>> START Stored data

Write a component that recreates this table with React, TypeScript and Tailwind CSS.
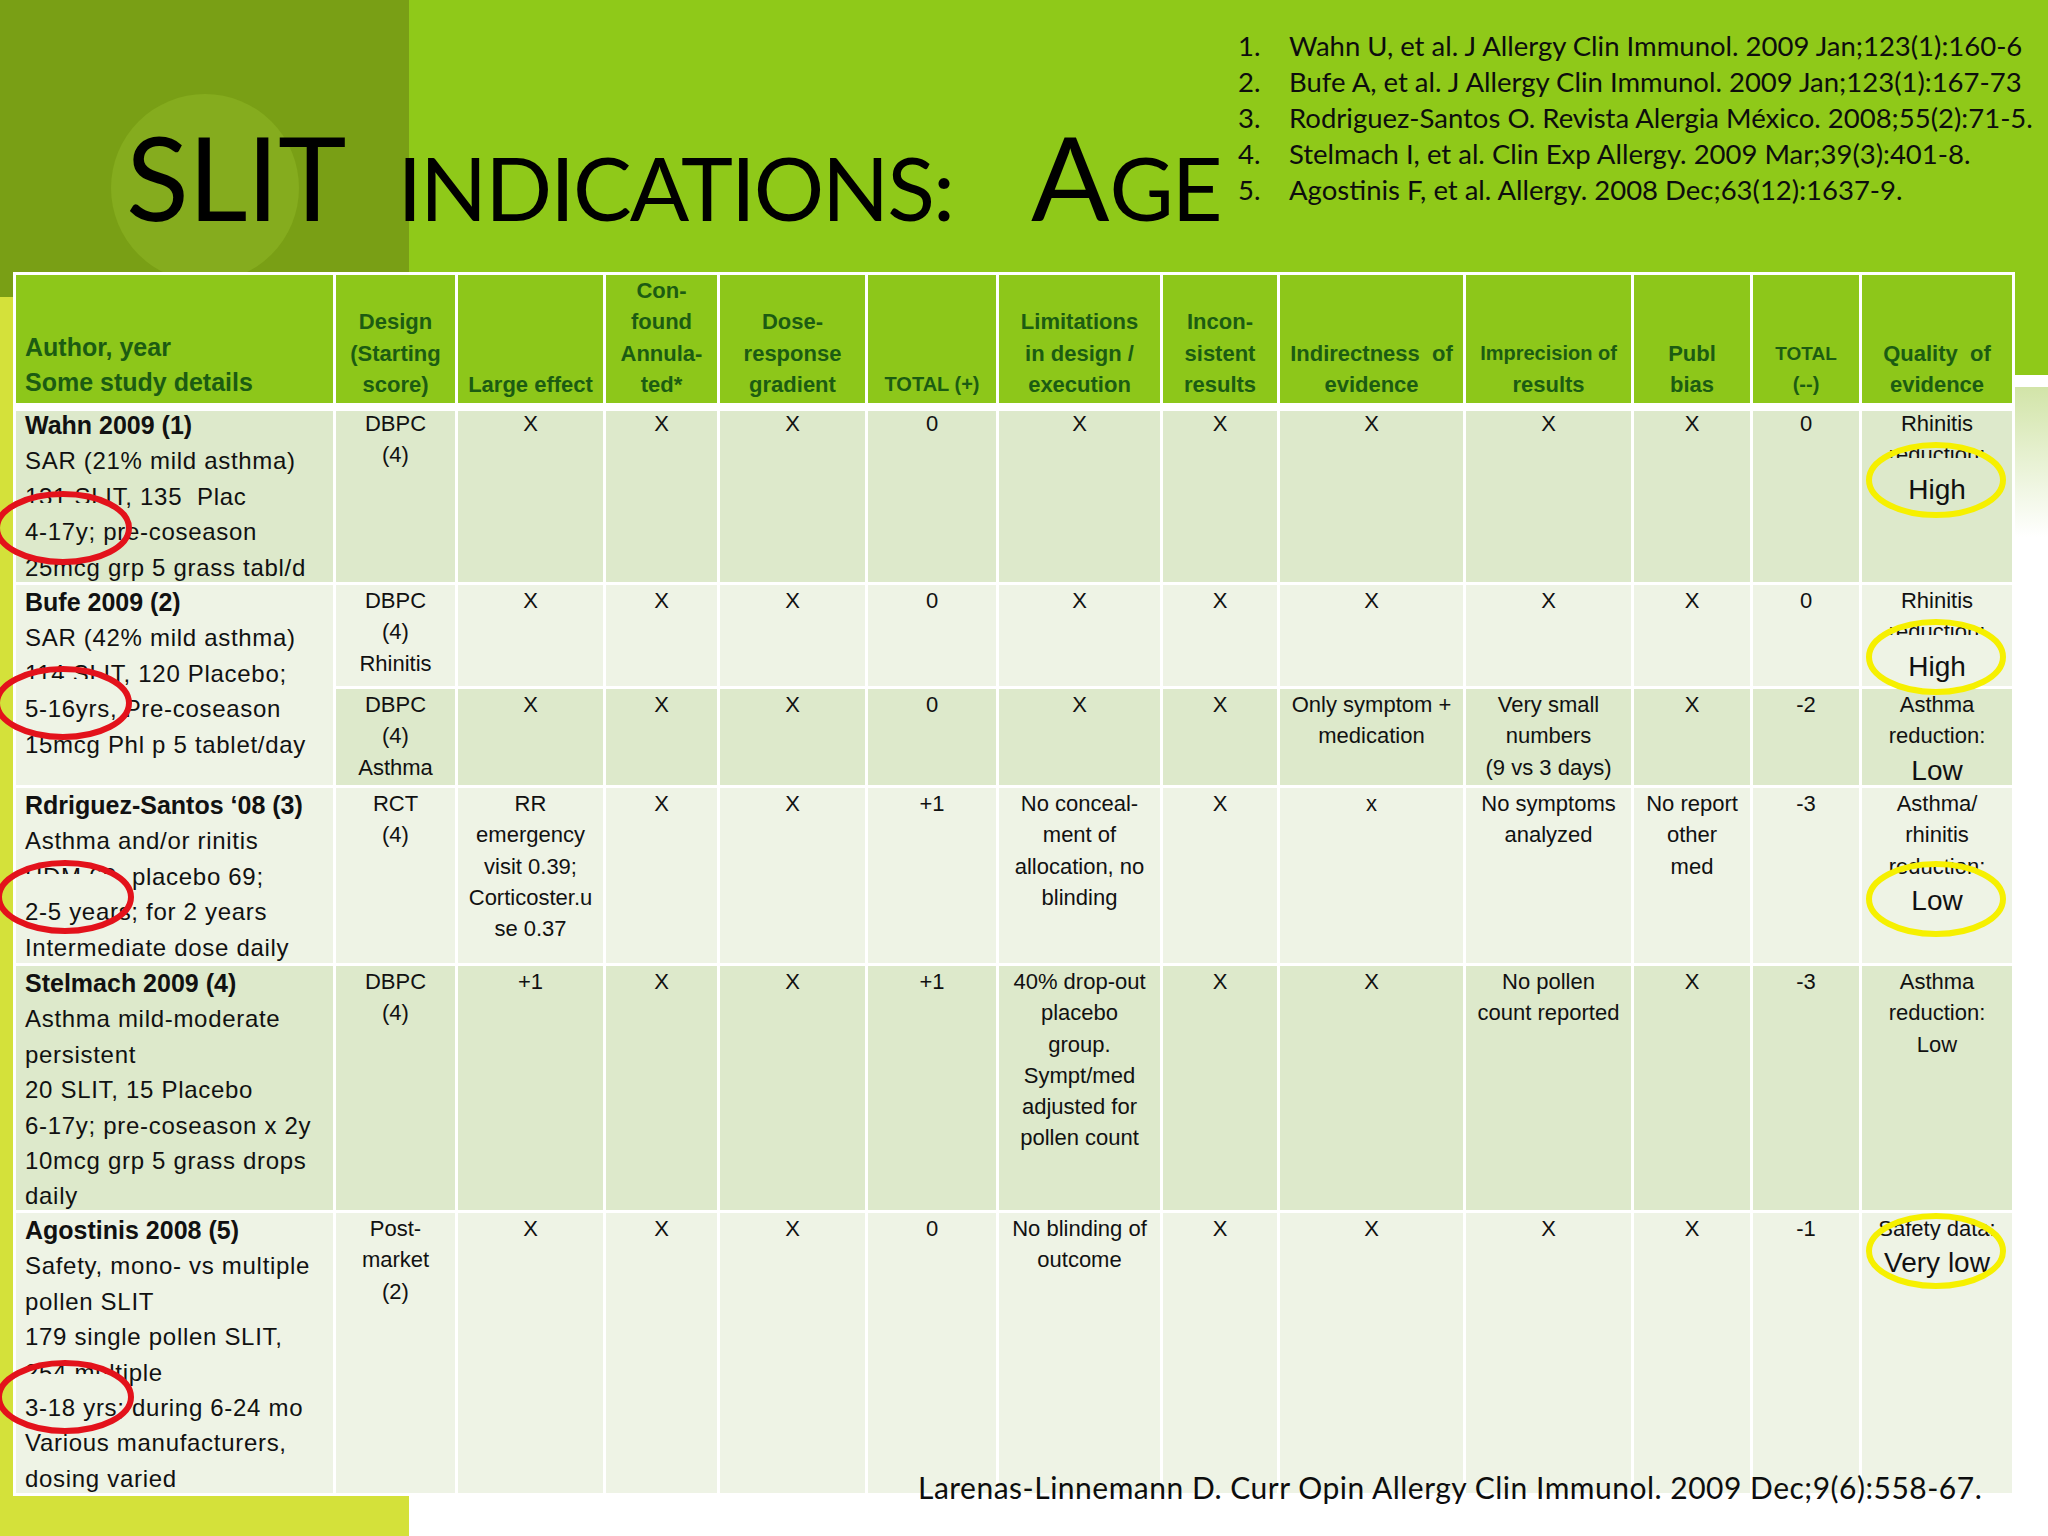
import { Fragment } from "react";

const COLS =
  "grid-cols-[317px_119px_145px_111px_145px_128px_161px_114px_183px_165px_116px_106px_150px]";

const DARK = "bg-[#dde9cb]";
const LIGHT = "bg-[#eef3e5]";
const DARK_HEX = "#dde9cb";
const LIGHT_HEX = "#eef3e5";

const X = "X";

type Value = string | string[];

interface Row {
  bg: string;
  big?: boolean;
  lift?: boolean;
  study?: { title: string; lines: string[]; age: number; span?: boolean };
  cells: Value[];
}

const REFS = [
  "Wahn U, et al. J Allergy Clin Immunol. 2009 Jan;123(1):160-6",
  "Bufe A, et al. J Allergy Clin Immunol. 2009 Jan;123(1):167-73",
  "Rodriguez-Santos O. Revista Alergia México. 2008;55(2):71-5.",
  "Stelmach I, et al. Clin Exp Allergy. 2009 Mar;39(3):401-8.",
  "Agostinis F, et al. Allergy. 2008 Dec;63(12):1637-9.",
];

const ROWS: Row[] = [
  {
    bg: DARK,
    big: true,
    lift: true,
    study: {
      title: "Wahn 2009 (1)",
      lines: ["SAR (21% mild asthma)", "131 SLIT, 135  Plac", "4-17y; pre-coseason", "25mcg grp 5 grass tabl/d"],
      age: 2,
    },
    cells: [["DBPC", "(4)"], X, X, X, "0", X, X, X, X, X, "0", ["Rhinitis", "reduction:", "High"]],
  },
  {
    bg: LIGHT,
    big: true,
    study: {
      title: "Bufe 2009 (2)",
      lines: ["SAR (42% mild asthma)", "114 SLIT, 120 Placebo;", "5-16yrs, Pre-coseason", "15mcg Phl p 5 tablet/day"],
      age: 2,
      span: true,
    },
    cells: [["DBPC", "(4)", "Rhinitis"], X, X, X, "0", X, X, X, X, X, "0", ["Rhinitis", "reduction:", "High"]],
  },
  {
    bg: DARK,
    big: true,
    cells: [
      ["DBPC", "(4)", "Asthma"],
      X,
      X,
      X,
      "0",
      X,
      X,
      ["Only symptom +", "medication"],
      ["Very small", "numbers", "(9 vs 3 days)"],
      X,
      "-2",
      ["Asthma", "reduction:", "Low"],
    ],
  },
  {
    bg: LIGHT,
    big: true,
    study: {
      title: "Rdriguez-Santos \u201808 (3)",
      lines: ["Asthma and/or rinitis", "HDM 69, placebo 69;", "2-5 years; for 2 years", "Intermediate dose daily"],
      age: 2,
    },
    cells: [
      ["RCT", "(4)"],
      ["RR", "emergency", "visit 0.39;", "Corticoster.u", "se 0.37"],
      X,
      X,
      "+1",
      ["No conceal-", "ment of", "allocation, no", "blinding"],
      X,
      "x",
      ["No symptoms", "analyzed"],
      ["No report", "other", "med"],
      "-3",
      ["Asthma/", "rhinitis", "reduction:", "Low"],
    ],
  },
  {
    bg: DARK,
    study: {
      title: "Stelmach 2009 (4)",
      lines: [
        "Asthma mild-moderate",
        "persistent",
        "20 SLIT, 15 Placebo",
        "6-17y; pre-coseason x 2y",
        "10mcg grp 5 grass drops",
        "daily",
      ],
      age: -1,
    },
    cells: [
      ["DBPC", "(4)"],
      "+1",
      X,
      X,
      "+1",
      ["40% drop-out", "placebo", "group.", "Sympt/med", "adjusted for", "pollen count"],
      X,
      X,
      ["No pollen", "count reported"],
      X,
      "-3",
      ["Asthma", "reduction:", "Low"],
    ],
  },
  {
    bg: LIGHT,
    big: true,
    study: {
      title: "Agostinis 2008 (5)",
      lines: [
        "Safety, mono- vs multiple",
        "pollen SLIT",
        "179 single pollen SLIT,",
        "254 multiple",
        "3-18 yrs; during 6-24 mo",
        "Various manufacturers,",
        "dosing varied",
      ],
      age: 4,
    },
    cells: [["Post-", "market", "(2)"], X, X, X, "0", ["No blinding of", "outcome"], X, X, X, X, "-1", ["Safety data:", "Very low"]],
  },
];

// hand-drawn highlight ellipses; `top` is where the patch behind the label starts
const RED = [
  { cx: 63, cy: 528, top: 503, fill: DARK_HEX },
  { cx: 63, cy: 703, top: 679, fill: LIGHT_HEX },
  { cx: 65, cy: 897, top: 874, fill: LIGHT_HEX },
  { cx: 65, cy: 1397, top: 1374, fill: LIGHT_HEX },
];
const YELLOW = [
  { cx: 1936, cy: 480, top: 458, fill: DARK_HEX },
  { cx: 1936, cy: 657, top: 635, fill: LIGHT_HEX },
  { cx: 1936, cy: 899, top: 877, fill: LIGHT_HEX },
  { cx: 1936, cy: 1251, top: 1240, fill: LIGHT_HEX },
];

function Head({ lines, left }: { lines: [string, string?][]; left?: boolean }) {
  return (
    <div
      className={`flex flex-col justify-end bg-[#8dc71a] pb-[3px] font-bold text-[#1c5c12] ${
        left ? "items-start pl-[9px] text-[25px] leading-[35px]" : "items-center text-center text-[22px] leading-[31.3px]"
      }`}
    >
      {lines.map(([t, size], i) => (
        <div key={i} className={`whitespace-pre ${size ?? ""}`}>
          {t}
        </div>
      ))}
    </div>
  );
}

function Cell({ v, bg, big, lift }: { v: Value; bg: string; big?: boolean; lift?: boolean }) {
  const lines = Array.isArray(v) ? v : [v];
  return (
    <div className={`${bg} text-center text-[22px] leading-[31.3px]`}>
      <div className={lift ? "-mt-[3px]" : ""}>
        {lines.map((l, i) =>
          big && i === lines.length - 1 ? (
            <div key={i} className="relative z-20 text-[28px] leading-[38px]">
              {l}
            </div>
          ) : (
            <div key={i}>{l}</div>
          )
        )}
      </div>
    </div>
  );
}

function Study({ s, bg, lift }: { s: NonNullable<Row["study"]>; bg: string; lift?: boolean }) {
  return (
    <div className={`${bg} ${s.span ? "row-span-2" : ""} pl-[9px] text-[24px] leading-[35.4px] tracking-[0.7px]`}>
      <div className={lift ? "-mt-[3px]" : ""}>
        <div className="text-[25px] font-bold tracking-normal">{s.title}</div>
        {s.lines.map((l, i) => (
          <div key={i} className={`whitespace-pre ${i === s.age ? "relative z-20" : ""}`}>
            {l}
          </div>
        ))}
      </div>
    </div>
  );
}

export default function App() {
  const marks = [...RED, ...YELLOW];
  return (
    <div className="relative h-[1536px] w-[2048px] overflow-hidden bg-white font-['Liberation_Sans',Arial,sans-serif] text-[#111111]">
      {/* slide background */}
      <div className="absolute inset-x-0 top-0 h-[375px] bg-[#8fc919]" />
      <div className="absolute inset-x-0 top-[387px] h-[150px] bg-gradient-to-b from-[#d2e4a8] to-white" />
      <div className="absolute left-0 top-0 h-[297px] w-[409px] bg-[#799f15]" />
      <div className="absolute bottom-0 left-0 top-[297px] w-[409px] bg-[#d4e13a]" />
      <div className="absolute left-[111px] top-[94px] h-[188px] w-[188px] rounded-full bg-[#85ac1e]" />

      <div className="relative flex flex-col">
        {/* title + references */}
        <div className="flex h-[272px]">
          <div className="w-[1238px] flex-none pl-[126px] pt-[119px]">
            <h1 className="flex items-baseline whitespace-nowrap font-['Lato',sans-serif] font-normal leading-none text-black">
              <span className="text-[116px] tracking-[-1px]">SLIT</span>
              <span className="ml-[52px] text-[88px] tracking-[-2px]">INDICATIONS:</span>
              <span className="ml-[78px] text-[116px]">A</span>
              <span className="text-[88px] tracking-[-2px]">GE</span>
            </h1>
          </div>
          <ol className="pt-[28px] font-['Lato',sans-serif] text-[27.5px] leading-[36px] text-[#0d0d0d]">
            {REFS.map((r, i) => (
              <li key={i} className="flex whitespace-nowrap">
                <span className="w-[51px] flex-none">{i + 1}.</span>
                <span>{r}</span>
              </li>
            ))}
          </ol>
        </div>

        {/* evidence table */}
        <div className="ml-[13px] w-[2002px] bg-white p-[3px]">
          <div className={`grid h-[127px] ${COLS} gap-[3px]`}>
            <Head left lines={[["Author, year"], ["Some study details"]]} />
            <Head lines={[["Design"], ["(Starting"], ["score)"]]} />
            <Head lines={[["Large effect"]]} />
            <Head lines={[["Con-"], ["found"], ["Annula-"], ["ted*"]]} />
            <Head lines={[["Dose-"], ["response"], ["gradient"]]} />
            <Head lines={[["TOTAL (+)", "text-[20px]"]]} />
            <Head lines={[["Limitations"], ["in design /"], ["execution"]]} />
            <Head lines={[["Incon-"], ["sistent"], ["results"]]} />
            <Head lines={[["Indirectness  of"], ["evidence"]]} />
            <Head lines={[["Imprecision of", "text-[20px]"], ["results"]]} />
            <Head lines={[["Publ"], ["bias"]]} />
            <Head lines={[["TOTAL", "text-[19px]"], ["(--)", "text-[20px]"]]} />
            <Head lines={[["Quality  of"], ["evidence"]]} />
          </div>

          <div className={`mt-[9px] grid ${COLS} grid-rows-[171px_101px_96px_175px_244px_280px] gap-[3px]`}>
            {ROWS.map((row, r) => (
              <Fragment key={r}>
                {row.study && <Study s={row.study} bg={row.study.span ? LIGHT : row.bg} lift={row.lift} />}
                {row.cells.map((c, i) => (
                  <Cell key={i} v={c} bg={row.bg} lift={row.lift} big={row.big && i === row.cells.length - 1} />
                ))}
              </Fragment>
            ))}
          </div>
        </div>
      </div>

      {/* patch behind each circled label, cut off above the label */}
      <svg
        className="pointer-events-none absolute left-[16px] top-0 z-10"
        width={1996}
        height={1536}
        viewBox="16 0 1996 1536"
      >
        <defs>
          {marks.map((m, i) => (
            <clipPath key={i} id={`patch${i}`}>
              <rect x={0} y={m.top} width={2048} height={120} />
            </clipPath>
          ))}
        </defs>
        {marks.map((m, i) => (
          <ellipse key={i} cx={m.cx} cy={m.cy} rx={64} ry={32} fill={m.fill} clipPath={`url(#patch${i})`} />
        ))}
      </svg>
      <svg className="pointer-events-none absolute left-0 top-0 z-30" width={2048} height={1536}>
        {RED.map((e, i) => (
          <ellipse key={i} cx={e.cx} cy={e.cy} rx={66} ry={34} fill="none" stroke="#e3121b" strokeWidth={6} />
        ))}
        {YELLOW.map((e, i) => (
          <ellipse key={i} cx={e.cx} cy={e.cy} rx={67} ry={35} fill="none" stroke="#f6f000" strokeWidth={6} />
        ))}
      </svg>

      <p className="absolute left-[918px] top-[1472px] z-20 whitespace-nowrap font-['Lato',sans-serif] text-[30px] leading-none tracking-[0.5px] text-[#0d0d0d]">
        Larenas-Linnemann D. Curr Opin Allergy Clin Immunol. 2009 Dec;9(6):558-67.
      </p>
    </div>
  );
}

>> END Stored data

**Task**
Repeat only the lines between the start of the data and the line with "type Value = string | string[];", including those two lines, and skip the pictures.

**Result**
Write a component that recreates this table with React, TypeScript and Tailwind CSS.
import { Fragment } from "react";

const COLS =
  "grid-cols-[317px_119px_145px_111px_145px_128px_161px_114px_183px_165px_116px_106px_150px]";

const DARK = "bg-[#dde9cb]";
const LIGHT = "bg-[#eef3e5]";
const DARK_HEX = "#dde9cb";
const LIGHT_HEX = "#eef3e5";

const X = "X";

type Value = string | string[];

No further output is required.